• Requirements: Copy all the data exactly, except the pictures.

• Data section:
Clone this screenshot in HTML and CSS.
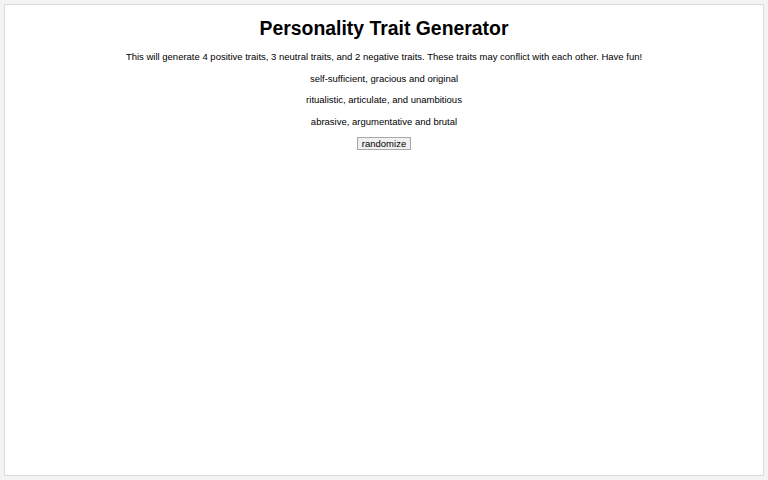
FILE: index.html
```html
<!DOCTYPE html>
<html>
<head>
<meta charset="utf-8">
<title>Personality Trait Generator</title>
<link rel="stylesheet" href="styles.css">
</head>
<body>
<main class="card">
  <h1 class="title">Personality Trait Generator</h1>
  <p class="line">This will generate 4 positive traits, 3 neutral traits, and 2 negative traits. These traits may conflict with each other. Have fun!</p>
  <p class="line">self-sufficient, gracious and original</p>
  <p class="line">ritualistic, articulate, and unambitious</p>
  <p class="line">abrasive, argumentative and brutal</p>
  <button class="btn" type="button">randomize</button>
</main>
</body>
</html>
```
FILE: styles.css
```css
html, body {
  margin: 0;
  height: 100%;
}
body {
  background: #f3f3f3;
  padding: 4px;
  box-sizing: border-box;
  font-family: "Liberation Sans", Arial, sans-serif;
  color: #000;
}
.card {
  background: #fff;
  border: 1px solid #dcdcdc;
  height: 100%;
  box-sizing: border-box;
  text-align: center;
  padding-top: 12px;
}
.title {
  font-size: 19.4px;
  font-weight: bold;
  margin: 0 0 11px;
}
.line {
  font-size: 9.5px;
  line-height: 11.5px;
  margin: 10px 0;
}
.btn {
  font-family: "Liberation Sans", Arial, sans-serif;
  font-size: 9.5px;
  line-height: 11px;
  padding: 0 4px;
  background: #f0f0f0;
  border: 1px solid #a9a9a9;
  border-radius: 0;
  color: #000;
  margin-top: 0;
  vertical-align: top;
}
```
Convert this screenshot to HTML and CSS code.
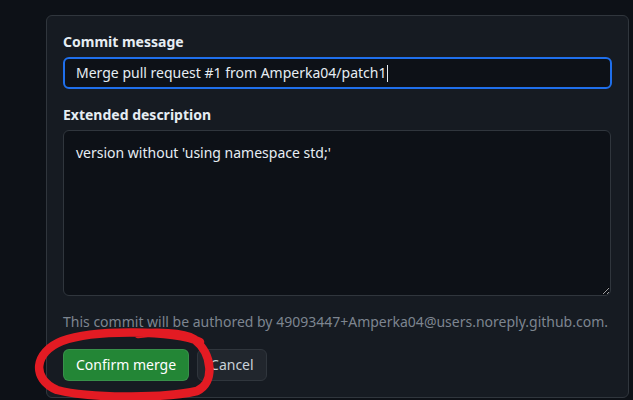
FILE: index.html
```html
<!DOCTYPE html>
<html lang="en">
<head>
<meta charset="utf-8">
<link rel="stylesheet" href="styles.css">
</head>
<body>
<div class="card">
  <label class="label" for="msg">Commit message</label>
  <div class="input" id="msg">Merge pull request #1 from Amperka04/patch1<span class="caret"></span></div>
  <label class="label label-gap" for="desc">Extended description</label>
  <textarea class="textarea" id="desc">version without 'using namespace std;'</textarea>
  <p class="note">This commit will be authored by 49093447+Amperka04@users.noreply.github.com.</p>
  <div class="actions">
    <button class="btn btn-primary">Confirm merge</button>
    <button class="btn btn-default">Cancel</button>
  </div>
</div>
<svg class="scribble" width="633" height="400" viewBox="0 0 633 400">
  <path d="M 200 342 C 176 330, 94 329, 62 341 C 34 352, 31 379, 57 390 C 88 398, 162 399, 197 391 C 215 383, 213 354, 194 339 C 183 332, 154 332, 138 334" fill="none" stroke="#e31b23" stroke-width="8.5" stroke-linecap="round"/>
</svg>
</body>
</html>
```
FILE: styles.css
```css
html, body {
  margin: 0;
  padding: 0;
  background: #0d1117;
  width: 633px;
  height: 400px;
  overflow: hidden;
  font-family: "Noto Sans", "DejaVu Sans", sans-serif;
  font-size: 14px;
  color: #e6edf3;
}
.card {
  box-sizing: border-box;
  margin: 15px 0 0 46px;
  width: 583px;
  height: 383px;
  background: #161b22;
  border: 1px solid #30363d;
  border-radius: 6px;
  padding: 16px 16px 16px 16px;
  display: flex;
  flex-direction: column;
}
.label {
  display: block;
  font-weight: 700;
  font-size: 14px;
  line-height: 20px;
  margin-bottom: 5px;
}
.label-gap {
  margin-top: 16px;
}
.input {
  box-sizing: border-box;
  height: 32px;
  width: 549px;
  border: 2px solid #1f6feb;
  border-radius: 6px;
  background: #0d1117;
  padding: 0 11px;
  line-height: 28px;
  display: flex;
  align-items: center;
  white-space: nowrap;
}
.caret {
  display: inline-block;
  width: 1px;
  height: 17px;
  background: #e6edf3;
  margin-left: 1px;
}
.textarea {
  box-sizing: border-box;
  display: block;
  width: 548px;
  height: 166px;
  border: 1px solid #30363d;
  border-radius: 6px;
  background: #0d1117;
  color: #e6edf3;
  font: inherit;
  line-height: 20px;
  padding: 12px 12px;
  resize: vertical;
  outline: none;
  margin: 0;
}
.note {
  margin: 16px 0 0;
  line-height: 20px;
  color: #7d8590;
}
.actions {
  display: flex;
  gap: 8px;
  margin-top: 17px;
}
.btn {
  box-sizing: border-box;
  height: 32px;
  padding: 0 12px;
  border-radius: 6px;
  border: 1px solid rgba(240, 246, 252, 0.1);
  font-family: inherit;
  font-size: 14px;
  font-weight: 400;
  line-height: 20px;
  cursor: pointer;
}
.btn-primary {
  background: #238636;
  color: #ffffff;
}
.btn-default {
  background: #21262d;
  color: #c9d1d9;
  border-color: #30363d;
}
.scribble {
  position: absolute;
  left: 0;
  top: 0;
  pointer-events: none;
}
```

• Task output:
Clone this screenshot in HTML and CSS.
FILE: index.html
```html
<!DOCTYPE html>
<html>
<head>
<meta charset="utf-8">
<title>Personality Trait Generator</title>
<link rel="stylesheet" href="styles.css">
</head>
<body>
<main class="card">
  <h1 class="title">Personality Trait Generator</h1>
  <p class="line">This will generate 4 positive traits, 3 neutral traits, and 2 negative traits. These traits may conflict with each other. Have fun!</p>
  <p class="line">self-sufficient, gracious and original</p>
  <p class="line">ritualistic, articulate, and unambitious</p>
  <p class="line">abrasive, argumentative and brutal</p>
  <button class="btn" type="button">randomize</button>
</main>
</body>
</html>
```
FILE: styles.css
```css
html, body {
  margin: 0;
  height: 100%;
}
body {
  background: #f3f3f3;
  padding: 4px;
  box-sizing: border-box;
  font-family: "Liberation Sans", Arial, sans-serif;
  color: #000;
}
.card {
  background: #fff;
  border: 1px solid #dcdcdc;
  height: 100%;
  box-sizing: border-box;
  text-align: center;
  padding-top: 12px;
}
.title {
  font-size: 19.4px;
  font-weight: bold;
  margin: 0 0 11px;
}
.line {
  font-size: 9.5px;
  line-height: 11.5px;
  margin: 10px 0;
}
.btn {
  font-family: "Liberation Sans", Arial, sans-serif;
  font-size: 9.5px;
  line-height: 11px;
  padding: 0 4px;
  background: #f0f0f0;
  border: 1px solid #a9a9a9;
  border-radius: 0;
  color: #000;
  margin-top: 0;
  vertical-align: top;
}
```
Convert this screenshot to HTML and CSS code.
FILE: index.html
```html
<!DOCTYPE html>
<html lang="en">
<head>
<meta charset="utf-8">
<link rel="stylesheet" href="styles.css">
</head>
<body>
<div class="card">
  <label class="label" for="msg">Commit message</label>
  <div class="input" id="msg">Merge pull request #1 from Amperka04/patch1<span class="caret"></span></div>
  <label class="label label-gap" for="desc">Extended description</label>
  <textarea class="textarea" id="desc">version without 'using namespace std;'</textarea>
  <p class="note">This commit will be authored by 49093447+Amperka04@users.noreply.github.com.</p>
  <div class="actions">
    <button class="btn btn-primary">Confirm merge</button>
    <button class="btn btn-default">Cancel</button>
  </div>
</div>
<svg class="scribble" width="633" height="400" viewBox="0 0 633 400">
  <path d="M 200 342 C 176 330, 94 329, 62 341 C 34 352, 31 379, 57 390 C 88 398, 162 399, 197 391 C 215 383, 213 354, 194 339 C 183 332, 154 332, 138 334" fill="none" stroke="#e31b23" stroke-width="8.5" stroke-linecap="round"/>
</svg>
</body>
</html>
```
FILE: styles.css
```css
html, body {
  margin: 0;
  padding: 0;
  background: #0d1117;
  width: 633px;
  height: 400px;
  overflow: hidden;
  font-family: "Noto Sans", "DejaVu Sans", sans-serif;
  font-size: 14px;
  color: #e6edf3;
}
.card {
  box-sizing: border-box;
  margin: 15px 0 0 46px;
  width: 583px;
  height: 383px;
  background: #161b22;
  border: 1px solid #30363d;
  border-radius: 6px;
  padding: 16px 16px 16px 16px;
  display: flex;
  flex-direction: column;
}
.label {
  display: block;
  font-weight: 700;
  font-size: 14px;
  line-height: 20px;
  margin-bottom: 5px;
}
.label-gap {
  margin-top: 16px;
}
.input {
  box-sizing: border-box;
  height: 32px;
  width: 549px;
  border: 2px solid #1f6feb;
  border-radius: 6px;
  background: #0d1117;
  padding: 0 11px;
  line-height: 28px;
  display: flex;
  align-items: center;
  white-space: nowrap;
}
.caret {
  display: inline-block;
  width: 1px;
  height: 17px;
  background: #e6edf3;
  margin-left: 1px;
}
.textarea {
  box-sizing: border-box;
  display: block;
  width: 548px;
  height: 166px;
  border: 1px solid #30363d;
  border-radius: 6px;
  background: #0d1117;
  color: #e6edf3;
  font: inherit;
  line-height: 20px;
  padding: 12px 12px;
  resize: vertical;
  outline: none;
  margin: 0;
}
.note {
  margin: 16px 0 0;
  line-height: 20px;
  color: #7d8590;
}
.actions {
  display: flex;
  gap: 8px;
  margin-top: 17px;
}
.btn {
  box-sizing: border-box;
  height: 32px;
  padding: 0 12px;
  border-radius: 6px;
  border: 1px solid rgba(240, 246, 252, 0.1);
  font-family: inherit;
  font-size: 14px;
  font-weight: 400;
  line-height: 20px;
  cursor: pointer;
}
.btn-primary {
  background: #238636;
  color: #ffffff;
}
.btn-default {
  background: #21262d;
  color: #c9d1d9;
  border-color: #30363d;
}
.scribble {
  position: absolute;
  left: 0;
  top: 0;
  pointer-events: none;
}
```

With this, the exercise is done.